Колоссальна разница между рядовым и великим писателем!
Нужно ли такое обилие красок, как у Бунина? "Господин из Сан-Франциско" - просто подавляет красками, читать рассказ становится от них тягостно. Каждая в отдельности, разумеется, великолепна, однако когда читаешь этот рассказ, получается такое впечатление, как будто присутствуешь на некоем сеансе, где демонстрируется какое-то исключительное умение - в данном случае определять предметы. В рассказе, кроме развития темы и высказывания мыслей, еще происходит нечто не имеющее прямого отношения к рассказу - вот именно этот сеанс называния красок. Это снижает достоинства рассказа.
В конце концов, мы, писатели, знаем, что все на все похоже и сила прозы не в красках.

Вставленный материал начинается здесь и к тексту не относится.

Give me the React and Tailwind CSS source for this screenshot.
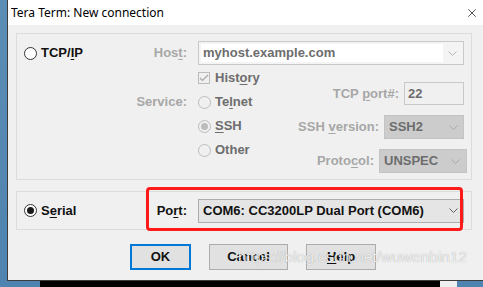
import { X } from "lucide-react";

const font = { fontFamily: '"Liberation Sans", Arial, sans-serif' };

function Chevron({ color = "#9a9a9a" }) {
  return (
    <svg width="9" height="5" viewBox="0 0 9 5" className="shrink-0">
      <polyline points="0.5,0.5 4.5,4.5 8.5,0.5" fill="none" stroke={color} strokeWidth="1" />
    </svg>
  );
}

function Radio({ checked, disabled }) {
  return (
    <span
      className={`w-[13px] h-[13px] rounded-full border flex items-center justify-center shrink-0 ${
        disabled ? "border-[#bcbcbc] bg-[#f0f0f0]" : "border-[#333] bg-white"
      }`}
    >
      {checked && (
        <span className={`w-[7px] h-[7px] rounded-full ${disabled ? "bg-[#bcbcbc]" : "bg-[#1a1a1a]"}`} />
      )}
    </span>
  );
}

function U({ children }) {
  return <span className="underline underline-offset-2 decoration-1">{children}</span>;
}

export default function App() {
  return (
    <div
      className="w-[483px] h-[287px] overflow-hidden bg-[#5b8db5] flex flex-col text-[13px] font-bold"
      style={font}
    >
      <div className="flex h-[281px]">
        {/* desktop strip */}
        <div className="w-[7px] bg-gradient-to-b from-[#5b8db5] to-[#4f84b0]" />
        {/* dialog */}
        <div className="flex-1 border-l border-b border-[#3c3c3c] flex flex-col relative">
          {/* title bar */}
          <div className="h-[25px] bg-white flex items-center justify-between pl-[3px] pr-[4px]">
            <span className="text-[12px] font-normal text-black" style={{ fontFamily: '"Noto Sans", "Liberation Sans", sans-serif' }}>
              Tera Term: New connection
            </span>
            <X className="w-[14px] h-[14px] text-[#111]" strokeWidth={1.2} />
          </div>

          {/* body */}
          <div className="flex-1 bg-[#f0f0f0] pl-[8px] pt-[8px]">
            {/* TCP/IP group */}
            <div className="w-[456px] h-[147px] border border-[#dcdcdc] flex flex-col">
              <div className="flex items-center h-[24px] mt-[7px]">
                <div className="w-[176px] flex items-center justify-between pl-[7px] pr-[6px] h-full">
                  <span className="flex items-center gap-[4px] text-[#111]">
                    <Radio />
                    <span>TCP/<U>I</U>P</span>
                  </span>
                  <span className="text-[#a7a7a7]">
                    Hos<U>t</U>:
                  </span>
                </div>
                <div className="ml-[5px] w-[266px] h-[24px] border border-[#c9c9c9] bg-[#f4f4f4] flex items-center p-[2px]">
                  <div className="flex-1 h-full bg-white flex items-center pl-[2px] text-[#6d6d6d]">
                    myhost.example.com
                  </div>
                  <div className="w-[18px] flex justify-center">
                    <Chevron color="#b5b5b5" />
                  </div>
                </div>
              </div>

              <div className="flex mt-[1px]">
                {/* labels */}
                <div className="w-[176px] pr-[6px] flex flex-col items-end">
                  <div className="h-[24px]" />
                  <div className="h-[24px] flex items-center text-[#a7a7a7]">Service:</div>
                </div>
                {/* checkbox + radios */}
                <div className="ml-[5px] w-[100px] flex flex-col text-[#6d6d6d]">
                  <div className="h-[24px] flex items-center gap-[5px]">
                    <span className="w-[12px] h-[12px] border border-[#bcbcbc] bg-[#f0f0f0] flex items-center justify-center">
                      <svg width="10" height="8" viewBox="0 0 10 8">
                        <polyline points="1,4 3.5,6.5 9,1" fill="none" stroke="#a8a8a8" strokeWidth="1.2" />
                      </svg>
                    </span>
                    <span>
                      Hist<U>o</U>ry
                    </span>
                  </div>
                  <div className="h-[24px] flex items-center gap-[4px]">
                    <Radio disabled />
                    <span>
                      Te<U>l</U>net
                    </span>
                  </div>
                  <div className="h-[24px] flex items-center gap-[4px]">
                    <Radio disabled checked />
                    <span>
                      <U>S</U>SH
                    </span>
                  </div>
                  <div className="h-[24px] flex items-center gap-[4px]">
                    <Radio disabled />
                    <span>Other</span>
                  </div>
                </div>
                {/* right column */}
                <div className="flex-1 flex flex-col items-end pr-[7px]">
                  <div className="mt-[16px] flex items-center gap-[5px]">
                    <span className="text-[#a7a7a7]">
                      TCP <U>p</U>ort#:
                    </span>
                    <div className="w-[60px] h-[23px] border border-[#c9c9c9] bg-[#f0f0f0] flex items-center pl-[3px] text-[#6d6d6d]">
                      22
                    </div>
                  </div>
                  <div className="mt-[10px] flex items-center gap-[5px]">
                    <span className="text-[#a7a7a7]">
                      SSH <U>v</U>ersion:
                    </span>
                    <div className="w-[80px] h-[24px] border border-[#c4c4c4] bg-[#cccccc] flex items-center justify-between pl-[4px] pr-[5px] text-[#6d6d6d]">
                      SSH2
                      <Chevron color="#a9a9a9" />
                    </div>
                  </div>
                  <div className="mt-[10px] -mr-[3px] flex items-center gap-[5px]">
                    <span className="text-[#a7a7a7]">
                      Proto<U>c</U>ol:
                    </span>
                    <div className="w-[88px] h-[24px] border border-[#c4c4c4] bg-[#cccccc] flex items-center justify-between pl-[4px] pr-[6px] text-[#6d6d6d]">
                      UNSPEC
                      <Chevron color="#a9a9a9" />
                    </div>
                  </div>
                </div>
              </div>
            </div>

            {/* Serial group */}
            <div className="mt-[11px] w-[456px] h-[39px] border border-[#dcdcdc] flex items-center">
              <div className="w-[176px] flex items-center justify-between pl-[7px] pr-[6px]">
                <span className="flex items-center gap-[4px] text-[#111]">
                  <Radio checked />
                  <span>
                    S<U>e</U>rial
                  </span>
                </span>
                <span className="text-[#111]">
                  Po<U>r</U>t:
                </span>
              </div>
              <div className="ml-[5px] w-[266px] h-[24px] border border-[#adadad] bg-[#e5e5e5] flex items-center justify-between pl-[4px] pr-[5px] text-[#111]">
                COM6: CC3200LP Dual Port (COM6)
                <Chevron color="#606060" />
              </div>
            </div>

            {/* buttons */}
            <div className="mt-[14px] flex pl-[114px] gap-[18px]">
              <button className="w-[61px] h-[26px] border-2 border-[#0078d7] bg-[#e1e1e1] text-[#111]">OK</button>
              <button className="w-[79px] h-[26px] border border-[#adadad] bg-[#e1e1e1] text-[#111]">Cancel</button>
              <button className="w-[70px] h-[26px] border border-[#adadad] bg-[#e1e1e1] text-[#111]">
                <U>H</U>elp
              </button>
            </div>
          </div>

          {/* annotation */}
          <div className="absolute left-[138px] top-[187px] w-[317px] h-[44px] border-[3px] border-[#ff1a1a] rounded-[4px] pointer-events-none" />

          {/* watermark */}
          <div className="absolute left-[230px] top-[245px] whitespace-nowrap text-[15.5px] font-normal text-[#f7f7f7]/90 [text-shadow:0_0_1px_rgba(0,0,0,0.35)] pointer-events-none">
            https://blog.csdn.net/wuwenbin12
          </div>
        </div>
      </div>

      {/* bottom strip */}
      <div className="flex h-[6px]">
        <div className="w-[40px] bg-[#4f84b0]" />
        <div className="w-[400px] bg-black" />
        <div className="w-[17px] bg-[#f0f0f0]" />
        <div className="flex-1 bg-[#4f84b0]" />
      </div>
    </div>
  );
}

Бунин замечает, что, попадая на упавший на садовую дорожку газетный лист, дождь стрекочет. Правда, он стрекочет, лучше не скажешь. То есть и не надо говорить лучше, это, выражаясь языком математики, необходимое и достаточное определение... Но есть ли необходимость выделять из повествования такую деталь, которая сама по себе есть произведение искусства и, конечно, задерживает внимание помимо рассказа?